If one denies these facts, one cannot formulate a feasible border/immigration policy.

Yes, in simple black and white terms, those persons in the US of whom we are speaking are here illegally, and rewarding illegal behavior should be rejected. However, reality often clashes with simple views of the world. Further, the truth of the matter is we have contradictory policies and processes in place that encourages the inflow of immigrants, both legal and illegal. To deny that economic reality is the main issue at work here is to approach this question from a perspective of total unreality.

So one can bemoan that the Senate’s willingness to pass a guest-worker program is just a capitulation to illegality (such as here, here and here) is to ignore the real forces at work here. I am not unsympathetic to the basic notion, but policy has to be practical and this is not a simple issue. As such, a guest-worker program is not a simple capitulation to illegality, it is a capitulation to reality.

Indeed, there is no way to stop the flow of illegals into the United States from Mexico short of a very serious militarization of the border (which would divert a substantial number of troops and resources that we cannot currently spare)–and it simply isn’t going to happen anyway. Further, the effects on trade that would take place under a truly “controlled” border would be economically devastating. As such, the only possible policy solution is to try and manage the border through a guest worker program, or some similar measure. And even that will not “solve” the problem.

Further, those who see this as a reconquista or some dire alteration to our country need to stop and think about what happens when integration of immigrant populations does not take place. See, for example, France (or, to a lesser, but still important degree, Germany). Isolation and xenophobia leads to far more negative consequences than what we currently have happening.

We have to acknowledge reality, and from there we need to set up policies that work to integrate these populations into US culture and society. And there is absolutely no reason that immigrants from Latin America, whose cultural foundations are not that radically different from those of the US, cannot be fully and completely integrated into one big happy US family. Anyone who lives in California, Texas, Arizona or New Mexico (and other parts of the country as well) knows that there can be an elegant and wonderful blending of things Latin into the existing culture. Further, ours has always been an evolving, malleable culture to begin with, and I think that that is a good thing.
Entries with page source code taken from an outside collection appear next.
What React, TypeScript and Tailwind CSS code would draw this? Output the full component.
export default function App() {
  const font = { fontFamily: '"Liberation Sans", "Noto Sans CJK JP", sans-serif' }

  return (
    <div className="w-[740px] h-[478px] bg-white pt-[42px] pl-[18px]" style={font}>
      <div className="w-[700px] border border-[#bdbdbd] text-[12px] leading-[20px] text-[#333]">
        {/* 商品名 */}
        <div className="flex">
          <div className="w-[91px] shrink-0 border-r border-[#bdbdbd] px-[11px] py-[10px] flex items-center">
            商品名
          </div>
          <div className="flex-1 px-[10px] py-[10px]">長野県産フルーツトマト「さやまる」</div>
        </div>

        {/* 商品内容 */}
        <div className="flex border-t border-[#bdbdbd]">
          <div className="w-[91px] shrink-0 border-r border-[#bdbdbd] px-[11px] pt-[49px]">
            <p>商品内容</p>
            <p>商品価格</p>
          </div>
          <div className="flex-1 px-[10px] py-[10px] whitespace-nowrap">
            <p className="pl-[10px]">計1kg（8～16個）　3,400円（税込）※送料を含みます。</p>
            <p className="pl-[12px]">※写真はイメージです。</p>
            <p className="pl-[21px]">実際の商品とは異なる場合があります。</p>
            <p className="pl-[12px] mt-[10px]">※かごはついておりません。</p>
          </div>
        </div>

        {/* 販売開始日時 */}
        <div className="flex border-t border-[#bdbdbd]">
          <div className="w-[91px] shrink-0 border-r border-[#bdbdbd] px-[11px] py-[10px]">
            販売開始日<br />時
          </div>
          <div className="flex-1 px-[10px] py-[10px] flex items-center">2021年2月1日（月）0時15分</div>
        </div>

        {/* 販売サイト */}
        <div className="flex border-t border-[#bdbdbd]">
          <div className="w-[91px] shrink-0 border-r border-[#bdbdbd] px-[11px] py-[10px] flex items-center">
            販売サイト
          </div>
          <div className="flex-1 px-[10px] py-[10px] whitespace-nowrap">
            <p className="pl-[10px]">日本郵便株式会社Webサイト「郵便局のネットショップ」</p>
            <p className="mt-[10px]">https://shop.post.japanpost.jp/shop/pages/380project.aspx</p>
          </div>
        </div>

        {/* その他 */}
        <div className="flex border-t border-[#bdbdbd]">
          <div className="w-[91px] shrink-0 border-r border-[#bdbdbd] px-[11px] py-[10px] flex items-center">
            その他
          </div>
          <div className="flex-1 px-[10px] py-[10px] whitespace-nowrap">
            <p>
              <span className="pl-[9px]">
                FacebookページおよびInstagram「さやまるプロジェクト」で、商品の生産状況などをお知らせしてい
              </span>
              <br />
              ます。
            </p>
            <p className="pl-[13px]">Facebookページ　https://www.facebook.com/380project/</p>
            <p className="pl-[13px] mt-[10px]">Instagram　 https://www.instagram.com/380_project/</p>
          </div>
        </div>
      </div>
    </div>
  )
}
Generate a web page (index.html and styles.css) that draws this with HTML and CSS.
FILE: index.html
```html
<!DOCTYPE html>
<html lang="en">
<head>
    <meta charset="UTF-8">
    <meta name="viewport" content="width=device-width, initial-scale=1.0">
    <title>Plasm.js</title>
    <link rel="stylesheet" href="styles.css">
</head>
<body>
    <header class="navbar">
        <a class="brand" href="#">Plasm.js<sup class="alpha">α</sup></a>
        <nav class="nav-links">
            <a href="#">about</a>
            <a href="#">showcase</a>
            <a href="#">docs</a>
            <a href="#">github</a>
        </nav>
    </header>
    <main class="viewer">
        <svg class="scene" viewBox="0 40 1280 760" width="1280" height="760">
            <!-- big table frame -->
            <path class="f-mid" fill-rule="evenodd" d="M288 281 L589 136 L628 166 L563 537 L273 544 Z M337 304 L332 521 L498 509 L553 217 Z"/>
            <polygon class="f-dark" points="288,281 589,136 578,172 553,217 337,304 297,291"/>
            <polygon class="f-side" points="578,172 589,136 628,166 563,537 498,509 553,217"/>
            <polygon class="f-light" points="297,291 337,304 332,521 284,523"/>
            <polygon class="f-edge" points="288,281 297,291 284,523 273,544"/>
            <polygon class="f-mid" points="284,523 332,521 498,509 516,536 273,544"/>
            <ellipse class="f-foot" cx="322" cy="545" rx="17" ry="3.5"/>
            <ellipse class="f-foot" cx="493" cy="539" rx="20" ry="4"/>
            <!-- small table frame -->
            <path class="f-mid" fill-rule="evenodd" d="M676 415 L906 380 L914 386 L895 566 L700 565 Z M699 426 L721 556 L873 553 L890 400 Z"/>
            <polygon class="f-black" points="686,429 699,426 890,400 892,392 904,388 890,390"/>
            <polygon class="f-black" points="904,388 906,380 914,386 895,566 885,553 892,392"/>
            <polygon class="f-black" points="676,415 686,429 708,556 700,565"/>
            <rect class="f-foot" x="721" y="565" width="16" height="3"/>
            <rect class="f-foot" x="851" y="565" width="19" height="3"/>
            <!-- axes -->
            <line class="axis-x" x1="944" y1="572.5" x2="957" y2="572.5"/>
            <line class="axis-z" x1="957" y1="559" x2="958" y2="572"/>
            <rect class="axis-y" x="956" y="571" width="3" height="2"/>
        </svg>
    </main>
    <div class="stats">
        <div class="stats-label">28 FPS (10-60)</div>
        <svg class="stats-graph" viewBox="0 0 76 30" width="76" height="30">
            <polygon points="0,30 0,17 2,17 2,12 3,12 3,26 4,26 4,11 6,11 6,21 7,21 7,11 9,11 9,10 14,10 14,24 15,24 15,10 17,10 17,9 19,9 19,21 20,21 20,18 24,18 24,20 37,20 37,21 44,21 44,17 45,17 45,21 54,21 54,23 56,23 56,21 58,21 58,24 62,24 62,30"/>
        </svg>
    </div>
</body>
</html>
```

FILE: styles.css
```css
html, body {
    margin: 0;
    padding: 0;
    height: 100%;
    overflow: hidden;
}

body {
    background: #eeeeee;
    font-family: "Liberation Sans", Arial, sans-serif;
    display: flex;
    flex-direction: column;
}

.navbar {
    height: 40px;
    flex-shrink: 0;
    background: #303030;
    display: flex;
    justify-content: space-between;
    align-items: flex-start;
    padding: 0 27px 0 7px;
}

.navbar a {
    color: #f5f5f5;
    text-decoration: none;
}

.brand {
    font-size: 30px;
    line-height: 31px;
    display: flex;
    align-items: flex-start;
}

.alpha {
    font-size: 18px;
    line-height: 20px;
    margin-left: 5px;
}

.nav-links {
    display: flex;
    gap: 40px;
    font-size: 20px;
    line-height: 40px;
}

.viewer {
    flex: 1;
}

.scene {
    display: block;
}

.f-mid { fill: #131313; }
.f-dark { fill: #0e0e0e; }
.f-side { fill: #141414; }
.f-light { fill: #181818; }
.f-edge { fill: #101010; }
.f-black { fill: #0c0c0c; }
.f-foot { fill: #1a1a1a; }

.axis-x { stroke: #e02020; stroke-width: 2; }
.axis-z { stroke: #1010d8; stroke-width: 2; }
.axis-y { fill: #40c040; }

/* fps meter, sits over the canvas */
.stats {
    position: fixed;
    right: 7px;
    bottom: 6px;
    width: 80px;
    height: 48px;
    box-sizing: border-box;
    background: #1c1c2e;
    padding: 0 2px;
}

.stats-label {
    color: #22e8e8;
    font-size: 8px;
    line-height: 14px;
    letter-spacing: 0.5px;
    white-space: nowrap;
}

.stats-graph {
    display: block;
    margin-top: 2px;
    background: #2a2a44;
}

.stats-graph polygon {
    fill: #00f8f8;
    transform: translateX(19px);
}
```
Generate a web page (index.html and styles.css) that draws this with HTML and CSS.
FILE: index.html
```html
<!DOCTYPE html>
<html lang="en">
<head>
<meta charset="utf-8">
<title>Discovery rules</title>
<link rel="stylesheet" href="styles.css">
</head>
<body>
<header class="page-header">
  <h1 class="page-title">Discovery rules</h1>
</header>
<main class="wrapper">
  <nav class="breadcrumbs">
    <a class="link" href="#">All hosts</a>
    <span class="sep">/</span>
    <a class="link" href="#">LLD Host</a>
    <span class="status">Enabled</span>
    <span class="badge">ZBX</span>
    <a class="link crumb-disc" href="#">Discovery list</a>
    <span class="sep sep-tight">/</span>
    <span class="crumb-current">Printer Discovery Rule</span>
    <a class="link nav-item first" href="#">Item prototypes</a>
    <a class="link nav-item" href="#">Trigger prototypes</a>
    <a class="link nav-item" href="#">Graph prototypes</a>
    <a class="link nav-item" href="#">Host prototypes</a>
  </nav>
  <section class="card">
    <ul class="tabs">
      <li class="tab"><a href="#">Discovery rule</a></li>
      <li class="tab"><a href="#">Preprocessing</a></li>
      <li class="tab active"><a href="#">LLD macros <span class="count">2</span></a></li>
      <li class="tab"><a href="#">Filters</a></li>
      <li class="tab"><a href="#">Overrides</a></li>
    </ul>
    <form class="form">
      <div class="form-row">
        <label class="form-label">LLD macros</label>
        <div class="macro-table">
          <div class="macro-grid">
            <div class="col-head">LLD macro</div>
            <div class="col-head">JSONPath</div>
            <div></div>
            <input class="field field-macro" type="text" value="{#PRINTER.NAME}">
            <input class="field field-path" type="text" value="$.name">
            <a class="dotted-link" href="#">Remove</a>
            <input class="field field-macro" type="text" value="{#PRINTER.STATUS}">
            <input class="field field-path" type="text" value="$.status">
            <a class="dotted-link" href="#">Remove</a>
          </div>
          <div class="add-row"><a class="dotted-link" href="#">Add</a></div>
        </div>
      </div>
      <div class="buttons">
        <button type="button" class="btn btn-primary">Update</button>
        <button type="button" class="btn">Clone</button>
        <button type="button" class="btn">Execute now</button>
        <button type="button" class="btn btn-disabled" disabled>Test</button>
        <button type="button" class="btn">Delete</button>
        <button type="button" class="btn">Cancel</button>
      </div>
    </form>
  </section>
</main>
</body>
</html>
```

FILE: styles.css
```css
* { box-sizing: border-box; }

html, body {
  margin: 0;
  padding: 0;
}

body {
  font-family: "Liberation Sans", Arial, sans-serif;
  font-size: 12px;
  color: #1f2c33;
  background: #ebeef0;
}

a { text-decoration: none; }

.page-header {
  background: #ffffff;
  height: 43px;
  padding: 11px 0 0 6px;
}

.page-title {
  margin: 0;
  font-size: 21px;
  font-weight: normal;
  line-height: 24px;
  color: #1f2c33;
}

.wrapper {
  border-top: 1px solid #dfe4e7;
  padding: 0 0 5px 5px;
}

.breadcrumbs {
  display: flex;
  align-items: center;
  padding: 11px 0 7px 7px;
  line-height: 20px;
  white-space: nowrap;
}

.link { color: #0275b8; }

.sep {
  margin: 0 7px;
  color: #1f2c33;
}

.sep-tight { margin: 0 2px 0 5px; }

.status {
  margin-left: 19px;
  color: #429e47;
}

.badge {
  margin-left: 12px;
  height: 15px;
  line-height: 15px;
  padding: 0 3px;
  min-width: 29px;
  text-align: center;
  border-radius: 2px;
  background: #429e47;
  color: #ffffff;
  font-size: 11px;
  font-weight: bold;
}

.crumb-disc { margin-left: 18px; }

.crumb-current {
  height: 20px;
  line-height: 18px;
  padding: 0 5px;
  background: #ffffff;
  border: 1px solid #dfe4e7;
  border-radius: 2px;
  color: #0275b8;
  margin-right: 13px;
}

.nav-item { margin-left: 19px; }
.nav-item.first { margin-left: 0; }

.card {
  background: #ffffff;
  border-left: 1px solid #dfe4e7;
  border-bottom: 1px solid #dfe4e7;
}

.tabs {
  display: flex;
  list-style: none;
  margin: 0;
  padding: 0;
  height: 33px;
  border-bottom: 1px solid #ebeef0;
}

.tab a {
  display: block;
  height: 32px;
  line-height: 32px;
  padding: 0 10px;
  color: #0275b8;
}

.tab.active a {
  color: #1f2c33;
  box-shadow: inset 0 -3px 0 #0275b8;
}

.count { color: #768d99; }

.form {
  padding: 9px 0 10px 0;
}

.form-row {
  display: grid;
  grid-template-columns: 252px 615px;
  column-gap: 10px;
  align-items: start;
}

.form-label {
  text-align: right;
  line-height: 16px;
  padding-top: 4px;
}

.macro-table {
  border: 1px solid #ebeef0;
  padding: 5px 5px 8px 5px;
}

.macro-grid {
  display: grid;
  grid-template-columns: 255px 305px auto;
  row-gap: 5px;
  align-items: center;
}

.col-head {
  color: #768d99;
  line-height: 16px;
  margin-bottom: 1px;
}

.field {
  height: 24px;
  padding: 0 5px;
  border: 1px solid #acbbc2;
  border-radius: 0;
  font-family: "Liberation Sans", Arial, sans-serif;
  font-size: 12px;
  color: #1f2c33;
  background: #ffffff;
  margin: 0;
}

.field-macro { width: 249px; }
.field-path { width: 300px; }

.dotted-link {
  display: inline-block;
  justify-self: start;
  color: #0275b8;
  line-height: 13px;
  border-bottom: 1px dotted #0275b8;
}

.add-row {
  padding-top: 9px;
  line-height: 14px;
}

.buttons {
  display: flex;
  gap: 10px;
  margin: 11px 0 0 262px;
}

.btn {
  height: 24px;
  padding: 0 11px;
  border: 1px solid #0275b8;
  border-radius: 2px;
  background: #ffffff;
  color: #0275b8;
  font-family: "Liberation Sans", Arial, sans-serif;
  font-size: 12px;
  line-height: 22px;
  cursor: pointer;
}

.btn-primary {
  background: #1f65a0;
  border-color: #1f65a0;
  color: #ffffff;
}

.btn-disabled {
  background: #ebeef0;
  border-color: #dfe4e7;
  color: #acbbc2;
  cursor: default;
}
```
If one is really worried about the idea of immigrants from Mexico seeking to exist in separate conclaves, and to pursue radical ideas of reconquest—then the best way to accomplish that is to tell them that they aren’t welcome, and that they should hide from the view of the rest of the country while they continue to clean the local McDonald’s or pluck chickens at the local poultry processing plant. Isolated groups are the ones that eventually cause serious problems. Groups that can integrate into the broader society are ultimately a boon to that society. One wants the children of immigrants to be vested in the United States of America, not steeped in the anger and frustration of isolated and rejected parents.

At a minimum, to make this debate into a simple issue of legality v. illegality is to wholly ignore a massive, complex issue–and not one that has simply been created by Mexicans crossing the borders in defiance of our laws.